* **SHORT TASK**
Collect all lines from the listing that include the string "React".

* **DATA FOR THE TASK**
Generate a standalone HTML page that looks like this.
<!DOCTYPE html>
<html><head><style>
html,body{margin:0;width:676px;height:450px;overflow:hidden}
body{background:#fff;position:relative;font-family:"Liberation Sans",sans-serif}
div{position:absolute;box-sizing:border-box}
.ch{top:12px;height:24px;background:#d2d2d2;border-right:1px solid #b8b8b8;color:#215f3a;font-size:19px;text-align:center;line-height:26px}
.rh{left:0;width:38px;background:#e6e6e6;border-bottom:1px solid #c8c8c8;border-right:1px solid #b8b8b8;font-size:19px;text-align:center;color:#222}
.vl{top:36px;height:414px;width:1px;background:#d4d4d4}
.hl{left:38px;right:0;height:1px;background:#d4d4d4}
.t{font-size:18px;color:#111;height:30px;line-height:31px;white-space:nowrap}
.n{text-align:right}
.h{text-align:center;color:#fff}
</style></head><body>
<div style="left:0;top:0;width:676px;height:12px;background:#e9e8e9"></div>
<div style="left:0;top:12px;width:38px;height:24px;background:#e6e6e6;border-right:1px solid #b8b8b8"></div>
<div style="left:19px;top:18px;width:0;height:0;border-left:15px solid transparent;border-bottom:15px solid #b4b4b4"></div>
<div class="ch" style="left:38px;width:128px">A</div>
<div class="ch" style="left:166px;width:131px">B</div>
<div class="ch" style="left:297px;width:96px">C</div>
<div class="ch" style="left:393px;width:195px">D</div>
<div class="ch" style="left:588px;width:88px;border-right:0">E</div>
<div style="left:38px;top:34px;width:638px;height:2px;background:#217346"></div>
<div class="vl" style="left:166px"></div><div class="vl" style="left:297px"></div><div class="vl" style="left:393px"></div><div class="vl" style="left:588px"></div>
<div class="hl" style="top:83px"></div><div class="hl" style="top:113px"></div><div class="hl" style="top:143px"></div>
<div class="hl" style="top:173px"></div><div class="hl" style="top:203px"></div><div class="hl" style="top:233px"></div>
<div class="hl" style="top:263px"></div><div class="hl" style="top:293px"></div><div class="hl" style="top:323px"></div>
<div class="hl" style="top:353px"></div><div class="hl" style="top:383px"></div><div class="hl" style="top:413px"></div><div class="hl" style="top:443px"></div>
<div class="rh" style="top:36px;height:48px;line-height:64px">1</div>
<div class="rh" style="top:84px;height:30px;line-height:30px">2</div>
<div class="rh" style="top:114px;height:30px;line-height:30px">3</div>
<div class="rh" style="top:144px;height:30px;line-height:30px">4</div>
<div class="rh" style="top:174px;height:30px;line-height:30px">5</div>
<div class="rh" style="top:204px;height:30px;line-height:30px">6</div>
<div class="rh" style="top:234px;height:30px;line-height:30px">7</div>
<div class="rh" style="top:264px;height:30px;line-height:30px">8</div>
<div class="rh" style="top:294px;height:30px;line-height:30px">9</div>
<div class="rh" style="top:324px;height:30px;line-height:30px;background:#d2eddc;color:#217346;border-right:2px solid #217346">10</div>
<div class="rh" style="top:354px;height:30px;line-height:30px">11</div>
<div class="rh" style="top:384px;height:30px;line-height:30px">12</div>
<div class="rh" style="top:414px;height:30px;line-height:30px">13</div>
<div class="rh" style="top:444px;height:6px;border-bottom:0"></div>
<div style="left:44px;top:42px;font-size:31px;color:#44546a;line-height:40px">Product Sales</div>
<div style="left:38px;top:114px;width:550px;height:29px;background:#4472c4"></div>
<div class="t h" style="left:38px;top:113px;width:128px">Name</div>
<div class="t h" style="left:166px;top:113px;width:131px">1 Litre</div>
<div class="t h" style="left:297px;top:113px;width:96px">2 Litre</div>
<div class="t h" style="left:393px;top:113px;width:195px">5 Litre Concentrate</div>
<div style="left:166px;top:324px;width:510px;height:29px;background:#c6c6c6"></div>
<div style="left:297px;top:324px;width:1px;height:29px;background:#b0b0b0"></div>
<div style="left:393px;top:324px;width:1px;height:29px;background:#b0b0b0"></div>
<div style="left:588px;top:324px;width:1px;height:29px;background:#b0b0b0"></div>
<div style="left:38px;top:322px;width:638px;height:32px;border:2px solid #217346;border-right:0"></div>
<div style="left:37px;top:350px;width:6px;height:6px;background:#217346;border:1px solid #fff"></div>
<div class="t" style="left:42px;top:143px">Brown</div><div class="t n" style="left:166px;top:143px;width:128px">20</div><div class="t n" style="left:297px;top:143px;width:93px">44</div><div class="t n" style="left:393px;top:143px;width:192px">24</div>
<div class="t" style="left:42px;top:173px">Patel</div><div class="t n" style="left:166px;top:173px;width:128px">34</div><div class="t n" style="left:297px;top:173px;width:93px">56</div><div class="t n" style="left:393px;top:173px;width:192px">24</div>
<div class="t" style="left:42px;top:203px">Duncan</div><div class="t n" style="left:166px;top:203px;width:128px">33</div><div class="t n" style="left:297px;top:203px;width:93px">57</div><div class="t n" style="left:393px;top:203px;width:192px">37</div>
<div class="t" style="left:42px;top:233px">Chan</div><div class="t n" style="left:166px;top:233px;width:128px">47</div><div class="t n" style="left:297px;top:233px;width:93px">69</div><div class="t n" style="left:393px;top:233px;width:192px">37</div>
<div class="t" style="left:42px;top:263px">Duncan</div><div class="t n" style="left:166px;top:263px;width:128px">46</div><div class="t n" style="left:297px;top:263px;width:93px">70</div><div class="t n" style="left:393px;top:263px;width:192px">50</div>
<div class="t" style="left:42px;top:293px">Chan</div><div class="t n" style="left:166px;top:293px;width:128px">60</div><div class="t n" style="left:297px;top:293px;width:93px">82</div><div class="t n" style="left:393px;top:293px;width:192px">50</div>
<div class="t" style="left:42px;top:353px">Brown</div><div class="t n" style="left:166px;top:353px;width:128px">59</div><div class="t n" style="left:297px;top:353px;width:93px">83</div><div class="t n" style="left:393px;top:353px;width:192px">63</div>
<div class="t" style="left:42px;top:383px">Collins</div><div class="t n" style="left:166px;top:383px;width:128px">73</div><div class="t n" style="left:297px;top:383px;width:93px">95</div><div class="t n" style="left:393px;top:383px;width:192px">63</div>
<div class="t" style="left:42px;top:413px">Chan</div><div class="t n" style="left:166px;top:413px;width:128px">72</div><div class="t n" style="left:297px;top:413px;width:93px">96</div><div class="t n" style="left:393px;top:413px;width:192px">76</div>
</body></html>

---

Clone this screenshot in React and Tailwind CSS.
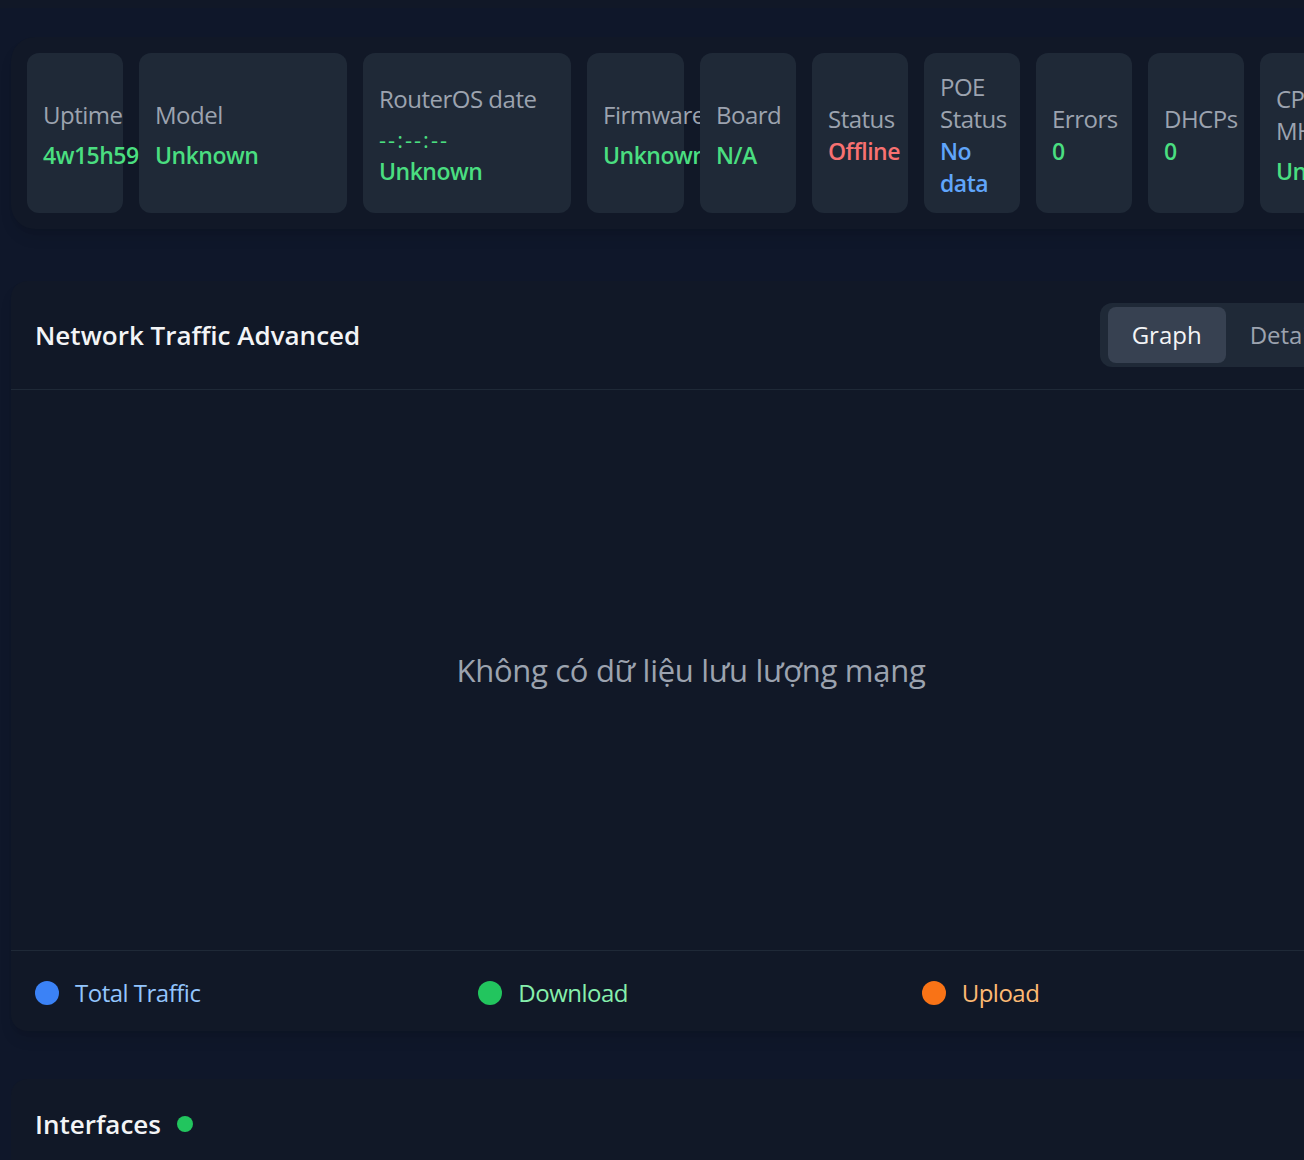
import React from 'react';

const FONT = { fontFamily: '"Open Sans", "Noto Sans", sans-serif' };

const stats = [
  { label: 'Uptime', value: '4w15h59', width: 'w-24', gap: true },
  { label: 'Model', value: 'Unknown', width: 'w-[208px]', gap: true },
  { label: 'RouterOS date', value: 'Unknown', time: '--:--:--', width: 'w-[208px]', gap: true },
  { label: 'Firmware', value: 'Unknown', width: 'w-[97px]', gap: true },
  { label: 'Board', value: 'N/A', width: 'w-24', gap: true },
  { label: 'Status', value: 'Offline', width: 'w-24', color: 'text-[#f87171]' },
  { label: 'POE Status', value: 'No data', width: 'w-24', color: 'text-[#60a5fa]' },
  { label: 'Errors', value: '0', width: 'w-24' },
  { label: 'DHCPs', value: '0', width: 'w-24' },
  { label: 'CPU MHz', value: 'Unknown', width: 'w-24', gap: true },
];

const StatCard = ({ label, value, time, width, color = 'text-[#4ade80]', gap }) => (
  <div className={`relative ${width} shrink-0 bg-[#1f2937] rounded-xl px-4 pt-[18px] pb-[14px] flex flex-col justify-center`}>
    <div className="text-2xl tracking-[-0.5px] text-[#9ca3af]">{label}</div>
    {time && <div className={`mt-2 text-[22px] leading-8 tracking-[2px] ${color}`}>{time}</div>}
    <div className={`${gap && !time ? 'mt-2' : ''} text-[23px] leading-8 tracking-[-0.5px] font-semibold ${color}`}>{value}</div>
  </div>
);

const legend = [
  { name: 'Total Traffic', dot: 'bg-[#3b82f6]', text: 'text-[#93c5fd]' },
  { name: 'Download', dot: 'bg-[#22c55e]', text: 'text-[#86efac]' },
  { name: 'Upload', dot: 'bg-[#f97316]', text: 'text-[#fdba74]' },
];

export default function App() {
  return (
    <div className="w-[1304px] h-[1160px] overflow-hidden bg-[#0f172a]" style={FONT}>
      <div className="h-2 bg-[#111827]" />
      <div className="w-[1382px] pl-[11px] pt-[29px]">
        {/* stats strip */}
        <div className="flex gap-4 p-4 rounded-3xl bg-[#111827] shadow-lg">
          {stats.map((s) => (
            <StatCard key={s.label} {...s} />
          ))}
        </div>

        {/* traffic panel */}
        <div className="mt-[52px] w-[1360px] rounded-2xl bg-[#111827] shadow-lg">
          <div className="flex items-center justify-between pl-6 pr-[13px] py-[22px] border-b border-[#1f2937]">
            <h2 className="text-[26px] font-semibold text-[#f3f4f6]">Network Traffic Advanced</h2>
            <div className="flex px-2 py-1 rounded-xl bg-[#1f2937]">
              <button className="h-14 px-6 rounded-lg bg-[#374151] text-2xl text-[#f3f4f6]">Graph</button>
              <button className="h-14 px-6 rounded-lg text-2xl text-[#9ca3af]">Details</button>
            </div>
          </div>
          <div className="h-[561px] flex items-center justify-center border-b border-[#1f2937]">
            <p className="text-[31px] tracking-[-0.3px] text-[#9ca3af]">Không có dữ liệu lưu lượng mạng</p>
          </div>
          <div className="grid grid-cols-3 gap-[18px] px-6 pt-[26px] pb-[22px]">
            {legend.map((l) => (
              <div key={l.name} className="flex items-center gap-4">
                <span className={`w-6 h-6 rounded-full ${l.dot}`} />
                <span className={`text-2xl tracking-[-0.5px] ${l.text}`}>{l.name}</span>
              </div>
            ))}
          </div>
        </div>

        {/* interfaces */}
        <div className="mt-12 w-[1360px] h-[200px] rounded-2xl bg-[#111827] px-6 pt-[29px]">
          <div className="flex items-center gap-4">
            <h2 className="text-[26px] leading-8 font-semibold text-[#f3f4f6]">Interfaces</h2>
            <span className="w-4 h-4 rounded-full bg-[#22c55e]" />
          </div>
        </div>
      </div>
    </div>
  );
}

* **WRITTEN ANSWER**
Clone this screenshot in React and Tailwind CSS.
import React from 'react';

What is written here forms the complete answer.